For authoritative information on date and time practices, you can review public educational resources such as the National Institute of Standards and Technology time resources, general reference material from the U.S. Naval Observatory, and academic support from institutions like UC Berkeley Mathematics.
Best Ways to Get Faster at Day Calculation
Build Speed With Repetition
The fastest way to improve is to practice on familiar dates: birthdays, holidays, historical milestones, and monthly anchors. Start with one method, not three. If you prefer pattern recognition, learn Doomsday. If you like formulas, use a structured arithmetic method. If you just want accurate results quickly, use a calculator and study the intermediate details.
Memorize Useful Anchor Dates
- Memorize a few year anchors or New Year weekdays.
- Learn fixed same-weekday pairs like 4/4, 6/6, and 8/8.
- Practice recognizing leap years instantly.
- Reduce totals modulo 7 as often as possible to simplify arithmetic.
Final Thoughts on How to Calculate the Day From Date
Learning how to calculate the day from date is one of those rare skills that feels both practical and intellectually satisfying. It reveals the hidden architecture of the calendar and trains you to think in patterns, cycles, and offsets. At the beginner level, it teaches how weekdays repeat every seven days. At the intermediate level, it introduces leap years, month offsets, and anchor dates. At the advanced level, it opens the door to elegant methods like Doomsday and formula systems such as Zeller’s Congruence.

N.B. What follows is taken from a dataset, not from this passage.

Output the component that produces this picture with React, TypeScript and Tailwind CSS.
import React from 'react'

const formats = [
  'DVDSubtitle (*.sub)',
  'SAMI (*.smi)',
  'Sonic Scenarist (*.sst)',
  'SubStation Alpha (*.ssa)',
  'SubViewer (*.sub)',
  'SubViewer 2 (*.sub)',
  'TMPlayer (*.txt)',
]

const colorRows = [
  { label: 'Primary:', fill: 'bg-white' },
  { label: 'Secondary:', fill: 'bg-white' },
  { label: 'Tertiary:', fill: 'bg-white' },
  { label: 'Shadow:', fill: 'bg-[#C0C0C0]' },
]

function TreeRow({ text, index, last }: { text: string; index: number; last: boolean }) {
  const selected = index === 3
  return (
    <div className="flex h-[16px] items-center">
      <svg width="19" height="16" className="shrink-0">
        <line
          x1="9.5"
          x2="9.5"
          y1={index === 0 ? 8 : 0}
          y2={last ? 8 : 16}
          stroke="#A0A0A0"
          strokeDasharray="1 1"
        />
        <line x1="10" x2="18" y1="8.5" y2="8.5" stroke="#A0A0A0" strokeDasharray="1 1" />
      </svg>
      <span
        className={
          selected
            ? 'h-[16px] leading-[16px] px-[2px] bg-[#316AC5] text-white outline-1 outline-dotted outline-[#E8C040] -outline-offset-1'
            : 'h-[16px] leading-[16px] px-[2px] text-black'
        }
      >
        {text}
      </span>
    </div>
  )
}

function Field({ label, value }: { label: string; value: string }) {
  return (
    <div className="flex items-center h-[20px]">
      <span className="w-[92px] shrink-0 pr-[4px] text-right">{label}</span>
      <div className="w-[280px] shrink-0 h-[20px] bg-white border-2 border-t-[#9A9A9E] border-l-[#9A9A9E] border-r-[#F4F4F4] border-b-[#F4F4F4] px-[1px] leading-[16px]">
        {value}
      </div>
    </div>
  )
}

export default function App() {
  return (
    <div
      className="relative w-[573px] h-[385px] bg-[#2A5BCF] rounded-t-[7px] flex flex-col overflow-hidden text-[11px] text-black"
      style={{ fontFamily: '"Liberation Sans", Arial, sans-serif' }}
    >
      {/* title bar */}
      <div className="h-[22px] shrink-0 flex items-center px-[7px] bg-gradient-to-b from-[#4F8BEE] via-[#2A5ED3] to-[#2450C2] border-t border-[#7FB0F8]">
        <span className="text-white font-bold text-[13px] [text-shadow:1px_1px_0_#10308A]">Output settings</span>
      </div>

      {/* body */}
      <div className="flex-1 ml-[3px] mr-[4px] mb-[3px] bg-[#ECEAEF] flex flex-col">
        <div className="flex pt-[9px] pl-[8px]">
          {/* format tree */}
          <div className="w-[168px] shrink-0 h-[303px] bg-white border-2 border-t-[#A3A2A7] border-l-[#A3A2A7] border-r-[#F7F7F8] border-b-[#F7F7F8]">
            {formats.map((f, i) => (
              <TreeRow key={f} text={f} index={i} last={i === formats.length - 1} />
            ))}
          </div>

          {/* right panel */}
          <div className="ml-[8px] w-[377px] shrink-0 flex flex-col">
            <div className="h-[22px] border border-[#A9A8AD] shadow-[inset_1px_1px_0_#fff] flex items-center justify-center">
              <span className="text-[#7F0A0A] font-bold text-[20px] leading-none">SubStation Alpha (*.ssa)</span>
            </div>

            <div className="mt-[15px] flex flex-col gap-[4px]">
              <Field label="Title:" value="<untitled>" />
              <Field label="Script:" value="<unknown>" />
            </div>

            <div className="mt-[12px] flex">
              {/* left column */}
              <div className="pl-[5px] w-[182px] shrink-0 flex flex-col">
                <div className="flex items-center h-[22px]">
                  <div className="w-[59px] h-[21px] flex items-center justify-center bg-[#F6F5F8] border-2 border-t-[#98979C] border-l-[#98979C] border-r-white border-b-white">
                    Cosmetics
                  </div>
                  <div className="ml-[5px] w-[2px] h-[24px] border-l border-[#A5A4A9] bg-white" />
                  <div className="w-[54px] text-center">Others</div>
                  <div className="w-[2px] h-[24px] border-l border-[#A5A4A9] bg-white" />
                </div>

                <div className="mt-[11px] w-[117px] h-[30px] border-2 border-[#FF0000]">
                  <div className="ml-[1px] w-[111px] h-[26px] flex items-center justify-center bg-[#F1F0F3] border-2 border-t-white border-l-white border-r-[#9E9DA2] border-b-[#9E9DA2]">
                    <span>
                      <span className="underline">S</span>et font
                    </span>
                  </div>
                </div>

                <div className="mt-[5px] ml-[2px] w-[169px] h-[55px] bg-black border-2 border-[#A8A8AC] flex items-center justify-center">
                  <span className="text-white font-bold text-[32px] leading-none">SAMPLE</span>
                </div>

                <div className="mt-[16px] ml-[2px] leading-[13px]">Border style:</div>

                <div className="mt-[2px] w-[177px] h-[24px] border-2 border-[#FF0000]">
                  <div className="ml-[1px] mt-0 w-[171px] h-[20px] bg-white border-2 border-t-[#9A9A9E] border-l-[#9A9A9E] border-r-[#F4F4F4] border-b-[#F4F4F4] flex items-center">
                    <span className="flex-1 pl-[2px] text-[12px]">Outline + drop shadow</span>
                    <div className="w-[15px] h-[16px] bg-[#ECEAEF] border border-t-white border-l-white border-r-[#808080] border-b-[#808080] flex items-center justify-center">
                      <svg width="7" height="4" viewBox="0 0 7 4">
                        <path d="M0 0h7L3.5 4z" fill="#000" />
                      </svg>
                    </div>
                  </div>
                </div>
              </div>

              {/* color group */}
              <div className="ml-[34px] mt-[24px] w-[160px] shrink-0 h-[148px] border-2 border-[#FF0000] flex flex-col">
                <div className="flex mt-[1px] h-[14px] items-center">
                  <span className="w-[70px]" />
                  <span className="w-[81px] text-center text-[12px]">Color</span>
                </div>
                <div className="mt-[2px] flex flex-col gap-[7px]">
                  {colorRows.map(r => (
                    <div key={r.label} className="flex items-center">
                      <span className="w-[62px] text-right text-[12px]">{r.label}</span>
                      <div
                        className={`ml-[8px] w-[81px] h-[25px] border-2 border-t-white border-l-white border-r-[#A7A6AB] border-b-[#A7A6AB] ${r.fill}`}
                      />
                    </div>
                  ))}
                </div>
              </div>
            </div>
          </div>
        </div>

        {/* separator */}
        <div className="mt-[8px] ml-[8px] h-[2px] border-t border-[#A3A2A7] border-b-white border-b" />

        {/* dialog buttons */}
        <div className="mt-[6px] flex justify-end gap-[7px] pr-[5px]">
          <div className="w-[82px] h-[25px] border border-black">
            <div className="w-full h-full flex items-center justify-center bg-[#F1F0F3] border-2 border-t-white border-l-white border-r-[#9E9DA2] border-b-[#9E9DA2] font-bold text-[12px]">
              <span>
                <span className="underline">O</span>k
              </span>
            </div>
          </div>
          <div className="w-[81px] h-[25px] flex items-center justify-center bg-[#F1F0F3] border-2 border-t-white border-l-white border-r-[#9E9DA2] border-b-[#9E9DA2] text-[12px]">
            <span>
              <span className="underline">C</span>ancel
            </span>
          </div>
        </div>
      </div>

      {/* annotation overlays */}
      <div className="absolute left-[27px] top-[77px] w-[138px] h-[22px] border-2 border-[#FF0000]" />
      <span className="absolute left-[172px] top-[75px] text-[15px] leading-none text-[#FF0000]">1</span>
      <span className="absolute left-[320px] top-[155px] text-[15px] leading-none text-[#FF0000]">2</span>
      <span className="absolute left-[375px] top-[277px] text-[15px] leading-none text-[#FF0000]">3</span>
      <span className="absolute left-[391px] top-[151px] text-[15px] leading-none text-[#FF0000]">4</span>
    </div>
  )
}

If your goal is precision, use the calculator above. If your goal is mastery, pair that calculator with repeated manual practice. Over time, the process becomes natural: identify the date, adjust for leap year, use a reference point, reduce modulo 7, and read the weekday. Once you understand those steps, calculating the day from almost any date becomes far easier than it first appears.